Look at this spread from Huck, Book 1: All American, written by Mark Millar, with art by Fafael Albuquerque and colors by Dave McCaig (Image Comics). This is everything I love about comics and graphic novels. Sense the speed in the top left panel as the main character — Huck — begins to run, even though you can only see the blur of his feet.
The next panel should bring a grin to your face as you observe the grin on Huck’s face. At the bottom of the page, feel Huck’s passion as he runs faster than a bus, then leaps on top of it. Of course, you can’t see him land on the bus, because he’s out of the frame, but you can observe the surprise of the passengers as they “hear” him land above them. All of this happens in the “gutter” or blank space between panels, so your imagination willingly fills in the story.

On the right side of the spread, get to know Huck’s character as he winks at a little boy as he flies over the rooftops. Feel his joy as he flies onto a moving train. His head and hands intrude into the panels above him as he literally breaks out of any kind of mold or constraints. It’s pure visual ecstasy. I have nothing against dialogue, but this spread, with no words, tells so much of the story. But more than telling the story, the writer and artist let us “feel” the story.

This story has everything: suspense; comedy; romance; danger; violence; the finding and losing and finding again of family; and a genuinely likable hero that we all wish we had in our lives.
Huck is a young man who works at a gas station. For this he is mocked repeatedly throughout the story by people who don’t know Huck’s secret. His friends, the people in his little town, know the secret and they try very hard to keep the secret until an indiscreet and greedy neighbor sells Huck’s secret to the press. What’s the secret? Huck has a super power … drum roll please … is it super strength? super speed? ability to read minds? travel through dimensions? change shapes? No. And no. Nothing so mundane. Huck’s super power is … finding things.

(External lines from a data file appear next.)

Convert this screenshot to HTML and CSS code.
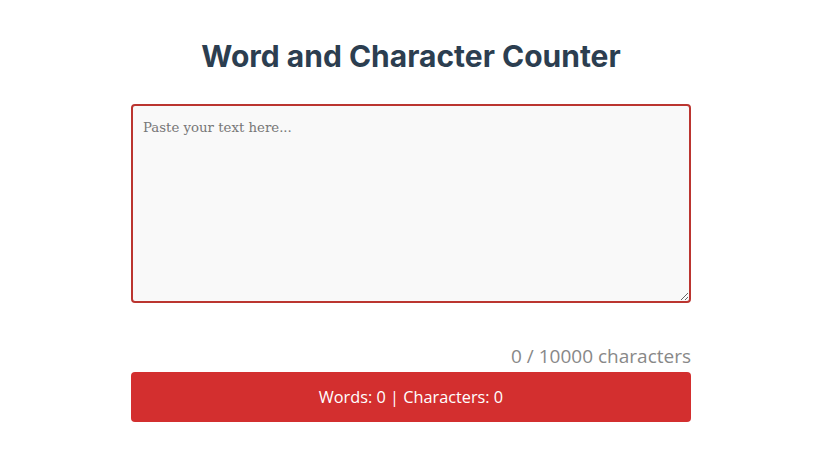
FILE: index.html
```html
<!DOCTYPE html>
<html lang="en">
<head>
<meta charset="utf-8">
<title>Word and Character Counter</title>
<link rel="stylesheet" href="styles.css">
</head>
<body>
<main class="container">
  <h1 class="title">Word and Character Counter</h1>
  <textarea class="input" placeholder="Paste your text here..."></textarea>
  <div class="limit">0 / 10000 characters</div>
  <div class="result">Words: 0 | Characters: 0</div>
</main>
</body>
</html>
```

FILE: styles.css
```css
html, body {
  margin: 0;
  padding: 0;
  background: #ffffff;
}
body {
  padding-right: 7px;
  font-family: "Open Sans", sans-serif;
}
.container {
  width: 560px;
  margin: 0 auto;
  padding-top: 38px;
  display: flex;
  flex-direction: column;
}
.title {
  margin: 0 0 30px;
  text-align: center;
  font-family: Inter, sans-serif;
  font-weight: 700;
  font-size: 30px;
  line-height: 36px;
  color: #2c3e50;
}
.input {
  box-sizing: border-box;
  width: 560px;
  height: 199px;
  padding: 14px 10px 12px;
  border: 2px solid #bb3530;
  border-radius: 4px;
  background: #f9f9f9;
  font-family: "DejaVu Serif", serif;
  font-size: 13.3px;
  color: #333;
  resize: vertical;
  outline: none;
}
.input::placeholder {
  color: #777;
}
.limit {
  margin-top: 41px;
  text-align: right;
  font-size: 19px;
  line-height: 24px;
  color: #888;
}
.result {
  margin-top: 4px;
  height: 50px;
  display: flex;
  align-items: center;
  justify-content: center;
  background: #d32f2f;
  color: #fff;
  border-radius: 4px;
  font-size: 16.3px;
}
```
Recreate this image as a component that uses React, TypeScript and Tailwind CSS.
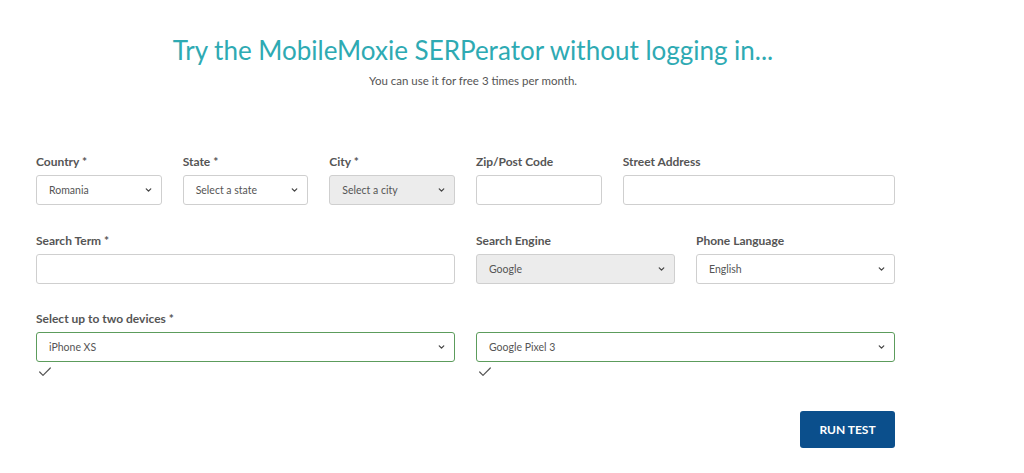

Now, if Huck employs super strength or super speed or the ability to know what’s going on behind closed doors — which he does repeatedly — he employs them in the pursuit of lost things. A lost husband. A lost dog. A lost brother. A group of school girls kidnapped by terrorists in Nigeria. And finally, his own lost mother — this in the company of a super strong man who shows up claiming to be Huck’s brother. He sure knows a lot about Huck and his mother, so simple, kind Huck trusts him. On the trip across the country, Huck stops to tackle various emergencies: rescuing a child in a fire, rounding up escaped circus animals, and in an homage (wittingly or unwittingly) to old-school picture book Make Way for Ducklings by Robert McCloskey, stopping traffic to allow a waddle of ducklings to cross a busy street.
When Huck finds his mother, he reveals his character by wondering if his mom will be ashamed that he works at a gas station. His new sibling assumes Huck that Mom will be proud of the man he has become. Little does Huck know his new “brother” is in the employ of a cranky Soviet-era scientist who has spent decades trying to find Huck’s mother. It turns out Huck’s mom has super powers of her own, which the old-school Soviet leaders tried to turn into an army of super soldiers during the Cold war between the U.S. and the U.S.S.R. In fear for her baby, Huck’s mom fled the Soviet Union and settled in the United States in the 1980s. To keep her baby safe, she left him on the steps of an orphanage, where Huck was raised by caregivers to do a good deed every day.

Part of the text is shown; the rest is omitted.